As soon as his beard was exposed, the man’s hand shot out and wrapped tightly around it, successfully making Leo the Leprechaun his prisoner.
“Hey!” Leo shouted, “You tricked me!”
“Yes I did and how did you like it?”
“I don’t like it, not at all, so make your wishes and set me free, far from you is where I wish to be!”
The man looked up and down the streets of New York thinking about what he was going to wish for, and then smiled. “My first wish is that I will get a new pair of leather made shoes from you every St. Patrick’s Day.”
“That is what you are wishing for? You do realize that your wish limit is three?”
“Yes indeed,” said the man. “My second wish is that everyone arrives safely at home after their celebrations tonight.”
“Easily done. Your wishes are of no obstacle to a leprechaun such as I,” bragged Leo. “Your wishes are about the worst wishes I have ever heard!”
Ignoring Leo’s teasing the man continued, “And my final wish is that any gold you ever receive is given to a Cancer Treatment Donation Center.”
“No!” Leo was close to tears as the man let go of his extra-short beard. Not only had he gotten caught, but he had lost all of his gold. He was beginning to think that having his mother around, was not that bad of a thing after all. The man grinned and tipped his hat before walking in the other direction.
“What about your car?” Leo asked into the night.
“Oh that car? I haven’t the foggiest of whose it is.”
Leo went home that night with his head down, and his bragging quenched. He listened to all of the great success stories all the other leprechauns had to tell, and all he could think was that tomorrow he was going to lose all of his gold. He would surely be the laughing stock of all of Greensville.
The next morning Leo sent an anonymous check in the mail to a donation center and hung his head in shame. However, when a leprechaun looses his gold he has an irresistible urge to follow it, and later that day he left to find out what had become of his money.
Leo’s senses brought him to the outside of a hospital room and he peered in to see what was happening. A little girl, just slightly bigger than he was himself lay in bed wrapped up in a pile of blankets. Her head was bald and her eyes drooped as if she did not have the energy to keep them open. A mother and father sat in the corner, wondering when their daughter’s last breath would be, holding each other for comfort.

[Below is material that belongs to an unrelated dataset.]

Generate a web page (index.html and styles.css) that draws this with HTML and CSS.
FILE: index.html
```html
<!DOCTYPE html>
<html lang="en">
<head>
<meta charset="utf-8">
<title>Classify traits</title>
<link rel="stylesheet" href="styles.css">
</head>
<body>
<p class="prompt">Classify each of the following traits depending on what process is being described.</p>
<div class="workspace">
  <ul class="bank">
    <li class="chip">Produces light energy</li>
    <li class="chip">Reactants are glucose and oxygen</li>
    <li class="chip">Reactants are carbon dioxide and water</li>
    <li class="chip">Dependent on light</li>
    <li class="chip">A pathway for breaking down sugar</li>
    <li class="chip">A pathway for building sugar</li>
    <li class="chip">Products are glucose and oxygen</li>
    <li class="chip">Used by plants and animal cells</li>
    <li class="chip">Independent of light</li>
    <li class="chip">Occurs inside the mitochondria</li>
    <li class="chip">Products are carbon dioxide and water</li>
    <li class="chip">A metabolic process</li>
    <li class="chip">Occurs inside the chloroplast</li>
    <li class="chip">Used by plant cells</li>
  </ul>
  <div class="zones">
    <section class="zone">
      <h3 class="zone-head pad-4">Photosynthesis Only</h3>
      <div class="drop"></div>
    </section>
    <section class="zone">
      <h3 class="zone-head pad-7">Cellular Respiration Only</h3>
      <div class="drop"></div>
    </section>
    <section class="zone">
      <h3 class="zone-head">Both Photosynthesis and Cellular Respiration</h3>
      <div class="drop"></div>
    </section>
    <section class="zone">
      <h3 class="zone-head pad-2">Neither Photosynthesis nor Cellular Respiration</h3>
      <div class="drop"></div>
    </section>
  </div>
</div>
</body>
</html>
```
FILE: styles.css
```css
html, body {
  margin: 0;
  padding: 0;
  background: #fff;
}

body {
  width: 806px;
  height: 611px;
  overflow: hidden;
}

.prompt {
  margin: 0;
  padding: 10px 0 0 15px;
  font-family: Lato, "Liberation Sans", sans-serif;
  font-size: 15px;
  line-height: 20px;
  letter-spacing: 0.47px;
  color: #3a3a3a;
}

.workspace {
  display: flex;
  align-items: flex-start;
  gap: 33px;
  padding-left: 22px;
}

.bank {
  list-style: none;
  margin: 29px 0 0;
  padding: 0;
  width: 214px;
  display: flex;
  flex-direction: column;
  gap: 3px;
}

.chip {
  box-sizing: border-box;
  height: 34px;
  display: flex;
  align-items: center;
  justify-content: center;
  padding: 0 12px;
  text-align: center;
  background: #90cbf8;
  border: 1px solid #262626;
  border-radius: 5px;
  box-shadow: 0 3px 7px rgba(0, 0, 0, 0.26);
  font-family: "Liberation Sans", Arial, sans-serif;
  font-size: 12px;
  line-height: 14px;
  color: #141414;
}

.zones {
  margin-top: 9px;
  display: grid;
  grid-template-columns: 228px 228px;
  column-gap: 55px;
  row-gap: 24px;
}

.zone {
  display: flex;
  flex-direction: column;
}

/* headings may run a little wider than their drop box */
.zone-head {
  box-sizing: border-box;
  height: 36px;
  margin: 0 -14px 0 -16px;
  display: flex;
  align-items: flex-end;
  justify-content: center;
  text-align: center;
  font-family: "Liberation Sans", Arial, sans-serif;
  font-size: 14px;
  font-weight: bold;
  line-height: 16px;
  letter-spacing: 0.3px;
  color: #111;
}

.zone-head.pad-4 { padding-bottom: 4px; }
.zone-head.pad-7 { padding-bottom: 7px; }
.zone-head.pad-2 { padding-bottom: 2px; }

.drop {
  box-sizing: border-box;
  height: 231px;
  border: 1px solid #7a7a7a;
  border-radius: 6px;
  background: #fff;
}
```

As Leo watched, he began to feel very bad for the unsmiling girl, and he wanted to leave. All of his senses, however, told him that this room was where the money was going. Just as he was about to give up and try another day, a woman in a dark suit entered the room.
“Mr. And Mrs. Smith?”
The two parents nodded their heads, too sad to answer in words.

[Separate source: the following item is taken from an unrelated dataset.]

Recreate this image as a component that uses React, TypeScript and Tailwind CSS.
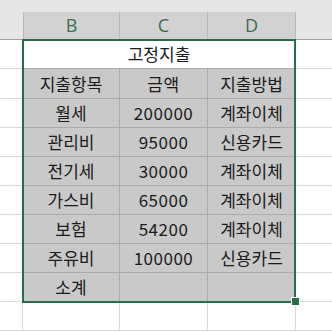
import React from 'react';

const rows: [string, string, string][] = [
  ['월세', '200000', '계좌이체'],
  ['관리비', '95000', '신용카드'],
  ['전기세', '30000', '계좌이체'],
  ['가스비', '65000', '계좌이체'],
  ['보험', '54200', '계좌이체'],
  ['주유비', '100000', '신용카드'],
  ['소계', '', ''],
];

const font = { fontFamily: '"Noto Sans CJK KR", "Noto Sans", sans-serif' };

function GrayRow({ cells, tall }: { cells: [string, string, string]; tall?: boolean }) {
  return (
    <div className={`flex ${tall ? 'h-[30px]' : 'h-[29px]'}`}>
      <div className="w-[23px] shrink-0 border-r border-b border-[#d9d9d9] bg-white" />
      <div className="w-[97px] shrink-0 border-r border-b border-[#ababab] bg-[#c9c9c9] flex items-center justify-center">
        {cells[0]}
      </div>
      <div className="w-[88px] shrink-0 border-r border-b border-[#ababab] bg-[#c9c9c9] flex items-center justify-center tracking-[0.5px]">
        {cells[1]}
      </div>
      <div className="w-[88px] shrink-0 border-r border-b border-[#ababab] bg-[#c9c9c9] flex items-center justify-center">
        {cells[2]}
      </div>
      <div className="flex-1 border-b border-[#d9d9d9] bg-white" />
    </div>
  );
}

export default function App() {
  return (
    <div className="relative w-[332px] h-[332px] overflow-hidden bg-white text-[17px] text-[#1b1b1b]" style={font}>
      {/* column headers */}
      <div className="flex h-[40px] bg-[#e6e6e6] border-b border-[#a0a0a0]">
        <div className="w-[23px] shrink-0" />
        <div className="flex pt-[12px]">
          <div className="w-[97px] border-r border-l border-[#b8b8b8] bg-[#d2d2d2] flex items-center justify-center text-[18px] text-[#3d6b4f]" style={{ fontFamily: '"Open Sans", sans-serif' }}>
            B
          </div>
          <div className="w-[88px] border-r border-[#b8b8b8] bg-[#d2d2d2] flex items-center justify-center text-[18px] text-[#3d6b4f]" style={{ fontFamily: '"Open Sans", sans-serif' }}>
            C
          </div>
          <div className="w-[88px] border-r border-[#b8b8b8] bg-[#d2d2d2] flex items-center justify-center text-[18px] text-[#3d6b4f]" style={{ fontFamily: '"Open Sans", sans-serif' }}>
            D
          </div>
        </div>
        <div className="flex-1" />
      </div>

      {/* title row */}
      <div className="flex h-[29px]">
        <div className="w-[23px] shrink-0 border-r border-b border-[#d9d9d9]" />
        <div className="w-[273px] shrink-0 border-r border-b border-[#ababab] flex items-center justify-center">
          고정지출
        </div>
        <div className="flex-1 border-b border-[#d9d9d9]" />
      </div>

      <GrayRow cells={['지출항목', '금액', '지출방법']} tall />
      {rows.map((r) => (
        <GrayRow key={r[0]} cells={r} />
      ))}

      {/* empty row below */}
      <div className="flex h-[29px]">
        <div className="w-[23px] shrink-0 border-r border-b border-[#d9d9d9]" />
        <div className="w-[97px] shrink-0 border-r border-b border-[#d9d9d9]" />
        <div className="w-[88px] shrink-0 border-r border-b border-[#d9d9d9]" />
        <div className="w-[88px] shrink-0 border-r border-b border-[#d9d9d9]" />
        <div className="flex-1 border-b border-[#d9d9d9]" />
      </div>

      {/* selection outline */}
      <div className="absolute left-[22px] top-[39px] w-[274px] h-[264px] border-2 border-[#2a6b48] pointer-events-none" />
      <div className="absolute left-[292px] top-[298px] w-[7px] h-[7px] bg-[#2a6b48] outline outline-1 outline-white" />
    </div>
  );
}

“Due to a sizable donation, the hospital now has the funds to treat your girl one more time with something brand new. We cannot promise it will work, but with a beautiful girl like that, I think it is worth a shot.”
The mother and father of the sick girl stood and held each other with vigor, letting tears fall silently down their cheeks. The mother went to the girl in the bed and said, “Honey just one more test tonight, and we will be able to have breakfast in the morning.”
The girl looked up, knowing that breakfast had not been in the plans before, and smiled.
And from that day forth that mature fourteen-year-old leprechaun would have been Leo the Generous, wish or no wish.